## Challenge
Filter the data for lines with the word "Tailwind", then copy every line so identified.
:::::
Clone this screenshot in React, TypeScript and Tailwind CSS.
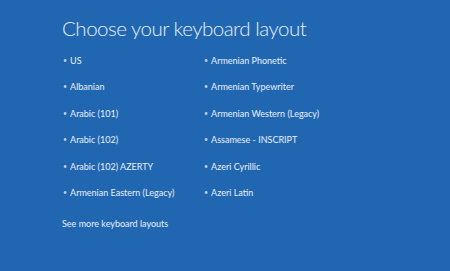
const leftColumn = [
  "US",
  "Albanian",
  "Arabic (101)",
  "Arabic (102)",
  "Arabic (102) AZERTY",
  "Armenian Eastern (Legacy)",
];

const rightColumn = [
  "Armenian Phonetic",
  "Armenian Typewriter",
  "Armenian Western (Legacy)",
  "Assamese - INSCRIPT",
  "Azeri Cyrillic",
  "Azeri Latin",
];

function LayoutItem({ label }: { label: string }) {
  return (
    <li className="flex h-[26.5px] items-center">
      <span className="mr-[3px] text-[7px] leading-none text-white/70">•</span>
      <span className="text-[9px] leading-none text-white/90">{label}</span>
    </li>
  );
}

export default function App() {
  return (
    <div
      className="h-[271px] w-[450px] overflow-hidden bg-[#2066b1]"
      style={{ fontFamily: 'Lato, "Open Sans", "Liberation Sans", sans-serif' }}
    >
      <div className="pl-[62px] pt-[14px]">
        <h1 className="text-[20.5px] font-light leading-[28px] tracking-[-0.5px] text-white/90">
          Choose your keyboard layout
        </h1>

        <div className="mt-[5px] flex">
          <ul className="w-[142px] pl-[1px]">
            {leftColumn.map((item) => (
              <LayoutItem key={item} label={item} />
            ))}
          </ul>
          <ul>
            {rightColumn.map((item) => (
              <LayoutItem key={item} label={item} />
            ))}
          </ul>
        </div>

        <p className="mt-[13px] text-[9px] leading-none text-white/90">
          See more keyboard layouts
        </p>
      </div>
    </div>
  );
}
:::::
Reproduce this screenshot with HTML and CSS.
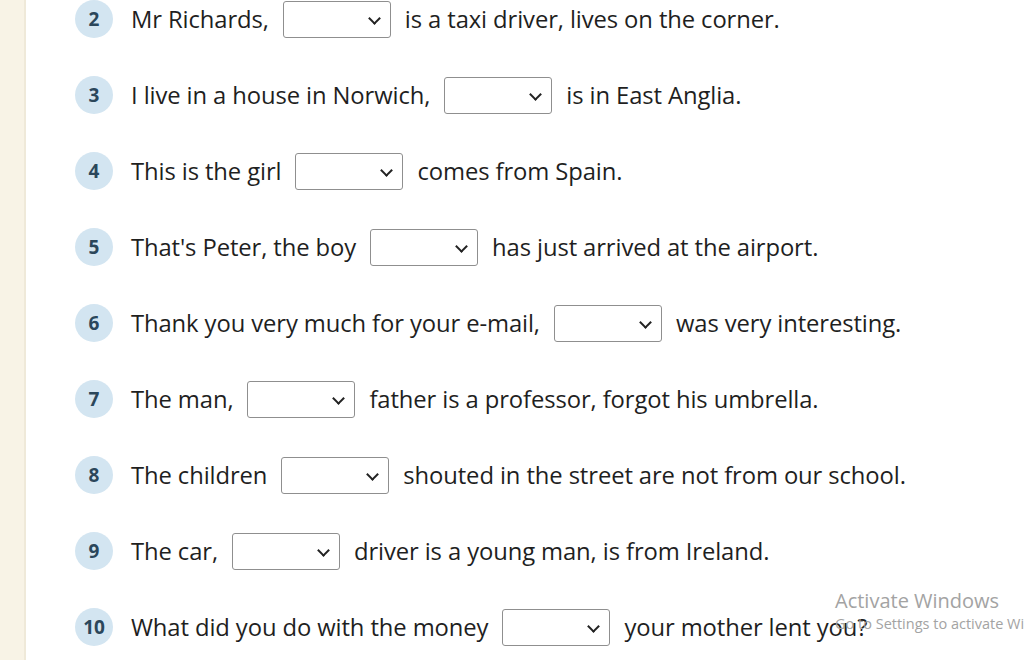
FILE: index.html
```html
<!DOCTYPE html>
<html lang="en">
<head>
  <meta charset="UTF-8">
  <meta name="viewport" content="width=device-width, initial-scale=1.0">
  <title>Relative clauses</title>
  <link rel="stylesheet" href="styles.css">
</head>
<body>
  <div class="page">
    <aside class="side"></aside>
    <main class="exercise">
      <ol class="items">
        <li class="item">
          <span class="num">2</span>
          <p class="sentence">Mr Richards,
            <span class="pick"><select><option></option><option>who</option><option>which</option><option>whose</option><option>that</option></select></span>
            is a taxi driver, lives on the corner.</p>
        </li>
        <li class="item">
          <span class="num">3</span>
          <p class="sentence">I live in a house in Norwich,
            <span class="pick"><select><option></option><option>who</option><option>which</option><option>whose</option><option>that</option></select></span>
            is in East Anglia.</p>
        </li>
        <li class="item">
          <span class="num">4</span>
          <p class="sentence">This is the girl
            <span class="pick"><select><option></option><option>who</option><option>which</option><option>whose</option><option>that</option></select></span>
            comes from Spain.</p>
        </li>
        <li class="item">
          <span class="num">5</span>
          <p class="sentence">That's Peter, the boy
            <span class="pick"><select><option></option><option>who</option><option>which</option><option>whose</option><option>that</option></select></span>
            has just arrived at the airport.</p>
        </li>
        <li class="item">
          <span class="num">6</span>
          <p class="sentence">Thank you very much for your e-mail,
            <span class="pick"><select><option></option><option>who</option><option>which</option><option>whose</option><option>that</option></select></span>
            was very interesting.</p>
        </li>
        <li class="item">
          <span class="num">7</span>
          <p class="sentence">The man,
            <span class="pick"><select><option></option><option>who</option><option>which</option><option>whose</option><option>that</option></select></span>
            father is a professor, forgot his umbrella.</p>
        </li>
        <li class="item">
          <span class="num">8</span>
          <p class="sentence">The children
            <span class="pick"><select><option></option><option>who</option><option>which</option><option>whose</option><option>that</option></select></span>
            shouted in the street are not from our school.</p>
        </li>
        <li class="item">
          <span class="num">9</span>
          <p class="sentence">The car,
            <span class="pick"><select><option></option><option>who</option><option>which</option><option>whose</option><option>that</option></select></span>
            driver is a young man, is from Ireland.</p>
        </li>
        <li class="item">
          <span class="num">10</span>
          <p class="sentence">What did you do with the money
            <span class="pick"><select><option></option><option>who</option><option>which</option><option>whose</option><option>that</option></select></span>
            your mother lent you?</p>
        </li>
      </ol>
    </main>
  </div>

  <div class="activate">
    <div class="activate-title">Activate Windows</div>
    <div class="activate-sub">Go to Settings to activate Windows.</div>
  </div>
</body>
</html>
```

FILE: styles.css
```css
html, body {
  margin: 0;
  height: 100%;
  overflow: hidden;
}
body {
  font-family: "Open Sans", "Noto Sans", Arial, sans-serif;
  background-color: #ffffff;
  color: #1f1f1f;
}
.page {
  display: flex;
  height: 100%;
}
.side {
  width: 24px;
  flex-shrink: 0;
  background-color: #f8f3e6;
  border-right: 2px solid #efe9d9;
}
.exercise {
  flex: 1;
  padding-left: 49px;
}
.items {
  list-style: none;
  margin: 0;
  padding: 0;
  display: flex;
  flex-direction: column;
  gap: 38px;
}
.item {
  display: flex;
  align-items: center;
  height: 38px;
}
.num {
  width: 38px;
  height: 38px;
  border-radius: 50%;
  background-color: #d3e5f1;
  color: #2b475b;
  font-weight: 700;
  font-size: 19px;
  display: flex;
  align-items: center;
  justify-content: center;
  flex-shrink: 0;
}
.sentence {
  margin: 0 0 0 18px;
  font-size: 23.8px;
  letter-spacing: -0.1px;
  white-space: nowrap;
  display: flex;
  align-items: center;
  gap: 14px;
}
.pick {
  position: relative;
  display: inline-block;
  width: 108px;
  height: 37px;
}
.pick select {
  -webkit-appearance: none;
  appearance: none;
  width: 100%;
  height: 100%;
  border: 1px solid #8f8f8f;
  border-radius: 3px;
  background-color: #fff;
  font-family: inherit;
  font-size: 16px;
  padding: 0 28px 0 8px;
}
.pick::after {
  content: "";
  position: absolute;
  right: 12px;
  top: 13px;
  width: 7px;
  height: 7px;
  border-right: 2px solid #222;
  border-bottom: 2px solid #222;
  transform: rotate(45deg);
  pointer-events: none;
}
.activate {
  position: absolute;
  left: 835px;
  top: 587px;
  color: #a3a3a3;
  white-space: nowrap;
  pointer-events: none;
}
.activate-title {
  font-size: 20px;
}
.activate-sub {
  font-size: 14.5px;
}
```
:::::
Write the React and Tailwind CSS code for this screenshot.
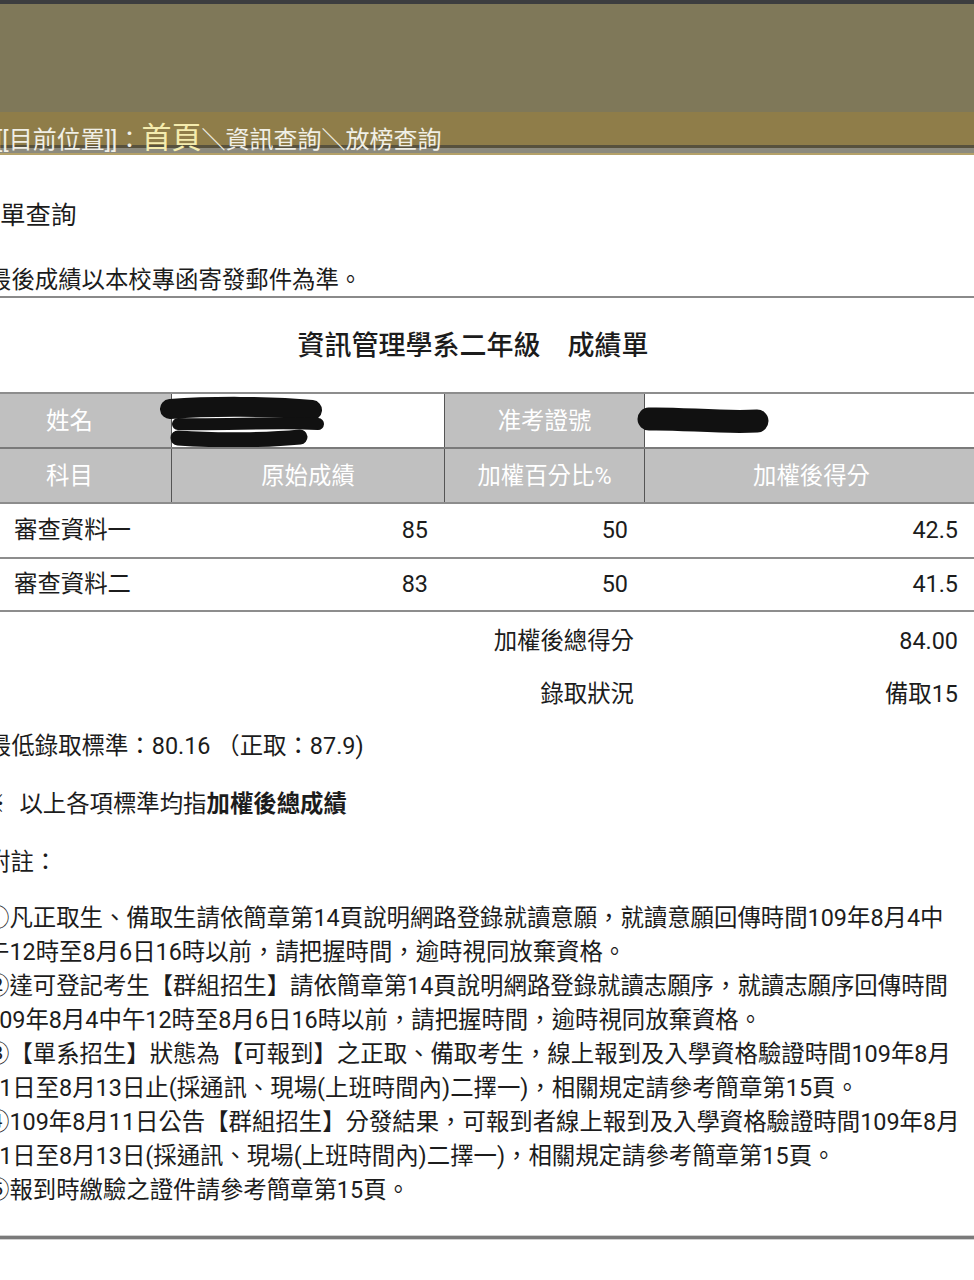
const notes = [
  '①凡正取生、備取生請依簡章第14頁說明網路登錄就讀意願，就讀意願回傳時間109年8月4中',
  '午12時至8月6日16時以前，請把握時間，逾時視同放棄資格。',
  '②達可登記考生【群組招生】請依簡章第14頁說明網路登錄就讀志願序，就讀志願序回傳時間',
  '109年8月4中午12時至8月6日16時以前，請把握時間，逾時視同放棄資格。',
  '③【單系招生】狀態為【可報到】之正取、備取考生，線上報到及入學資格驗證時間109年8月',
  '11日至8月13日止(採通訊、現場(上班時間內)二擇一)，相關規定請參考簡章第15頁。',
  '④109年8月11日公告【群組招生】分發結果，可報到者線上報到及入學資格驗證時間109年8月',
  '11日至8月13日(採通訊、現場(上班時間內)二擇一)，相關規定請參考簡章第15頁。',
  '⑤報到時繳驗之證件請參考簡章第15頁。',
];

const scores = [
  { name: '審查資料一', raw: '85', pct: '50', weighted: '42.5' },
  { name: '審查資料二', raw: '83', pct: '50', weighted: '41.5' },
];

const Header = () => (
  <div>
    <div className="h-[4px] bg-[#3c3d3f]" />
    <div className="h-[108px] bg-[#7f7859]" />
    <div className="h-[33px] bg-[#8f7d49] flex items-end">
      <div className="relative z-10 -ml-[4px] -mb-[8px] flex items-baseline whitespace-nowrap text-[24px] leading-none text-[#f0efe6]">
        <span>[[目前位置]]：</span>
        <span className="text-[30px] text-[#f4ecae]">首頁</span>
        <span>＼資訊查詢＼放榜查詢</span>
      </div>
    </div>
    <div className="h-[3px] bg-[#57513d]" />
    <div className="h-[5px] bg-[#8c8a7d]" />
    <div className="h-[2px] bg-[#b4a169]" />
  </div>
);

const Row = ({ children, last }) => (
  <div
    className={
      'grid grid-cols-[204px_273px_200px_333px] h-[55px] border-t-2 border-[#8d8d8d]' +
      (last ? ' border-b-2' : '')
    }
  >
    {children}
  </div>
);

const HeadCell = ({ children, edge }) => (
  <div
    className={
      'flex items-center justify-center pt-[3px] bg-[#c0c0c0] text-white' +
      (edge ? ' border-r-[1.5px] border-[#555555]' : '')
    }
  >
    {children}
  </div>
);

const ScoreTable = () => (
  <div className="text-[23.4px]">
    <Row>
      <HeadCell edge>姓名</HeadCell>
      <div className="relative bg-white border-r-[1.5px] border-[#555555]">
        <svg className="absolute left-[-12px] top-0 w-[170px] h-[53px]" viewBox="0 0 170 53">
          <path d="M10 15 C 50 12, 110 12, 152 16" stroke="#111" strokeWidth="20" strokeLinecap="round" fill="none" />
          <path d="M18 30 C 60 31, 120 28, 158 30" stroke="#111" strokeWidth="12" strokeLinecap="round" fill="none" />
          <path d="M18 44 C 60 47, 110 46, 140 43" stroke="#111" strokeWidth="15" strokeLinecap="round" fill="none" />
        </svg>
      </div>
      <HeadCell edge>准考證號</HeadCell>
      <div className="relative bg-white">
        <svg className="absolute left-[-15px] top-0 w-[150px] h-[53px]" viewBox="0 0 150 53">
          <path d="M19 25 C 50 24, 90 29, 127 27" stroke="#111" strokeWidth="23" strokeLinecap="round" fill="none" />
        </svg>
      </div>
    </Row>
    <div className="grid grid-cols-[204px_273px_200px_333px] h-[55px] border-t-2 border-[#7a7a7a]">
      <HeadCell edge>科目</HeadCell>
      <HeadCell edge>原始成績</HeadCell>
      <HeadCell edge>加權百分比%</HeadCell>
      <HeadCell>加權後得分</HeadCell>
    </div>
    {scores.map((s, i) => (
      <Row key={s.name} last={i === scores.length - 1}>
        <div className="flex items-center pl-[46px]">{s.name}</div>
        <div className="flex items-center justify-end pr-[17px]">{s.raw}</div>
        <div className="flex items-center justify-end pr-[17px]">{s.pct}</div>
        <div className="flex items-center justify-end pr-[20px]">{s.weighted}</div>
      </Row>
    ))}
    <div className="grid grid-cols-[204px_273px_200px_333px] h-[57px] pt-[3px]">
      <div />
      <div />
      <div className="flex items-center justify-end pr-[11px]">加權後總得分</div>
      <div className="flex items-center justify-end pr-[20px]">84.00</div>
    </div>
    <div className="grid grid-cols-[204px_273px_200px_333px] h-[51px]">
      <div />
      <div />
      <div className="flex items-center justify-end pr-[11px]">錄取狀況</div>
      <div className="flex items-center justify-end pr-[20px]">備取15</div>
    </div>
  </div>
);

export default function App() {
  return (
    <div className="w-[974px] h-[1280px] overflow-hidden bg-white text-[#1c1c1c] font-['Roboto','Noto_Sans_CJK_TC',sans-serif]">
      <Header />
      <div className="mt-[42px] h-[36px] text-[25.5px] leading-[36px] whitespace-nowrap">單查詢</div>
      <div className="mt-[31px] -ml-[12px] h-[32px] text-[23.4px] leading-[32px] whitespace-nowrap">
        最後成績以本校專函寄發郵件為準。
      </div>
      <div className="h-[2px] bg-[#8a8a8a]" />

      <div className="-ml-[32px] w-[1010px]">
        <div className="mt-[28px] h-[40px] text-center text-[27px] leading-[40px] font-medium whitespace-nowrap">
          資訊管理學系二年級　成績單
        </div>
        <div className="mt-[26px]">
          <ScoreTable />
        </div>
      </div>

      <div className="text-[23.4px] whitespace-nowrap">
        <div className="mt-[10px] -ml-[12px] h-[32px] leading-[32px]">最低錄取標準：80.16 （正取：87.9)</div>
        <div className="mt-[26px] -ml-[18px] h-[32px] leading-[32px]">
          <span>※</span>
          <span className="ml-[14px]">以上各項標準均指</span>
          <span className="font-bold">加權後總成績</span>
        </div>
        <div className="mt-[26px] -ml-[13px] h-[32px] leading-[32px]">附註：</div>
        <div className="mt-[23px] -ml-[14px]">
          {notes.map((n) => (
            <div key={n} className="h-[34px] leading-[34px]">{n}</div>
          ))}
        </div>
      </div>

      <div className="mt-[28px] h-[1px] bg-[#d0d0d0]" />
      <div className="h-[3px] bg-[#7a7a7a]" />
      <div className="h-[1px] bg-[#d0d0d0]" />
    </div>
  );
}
:::::
## Exercise solution
Clone this screenshot in React, TypeScript and Tailwind CSS.
Write the React and Tailwind CSS code for this screenshot.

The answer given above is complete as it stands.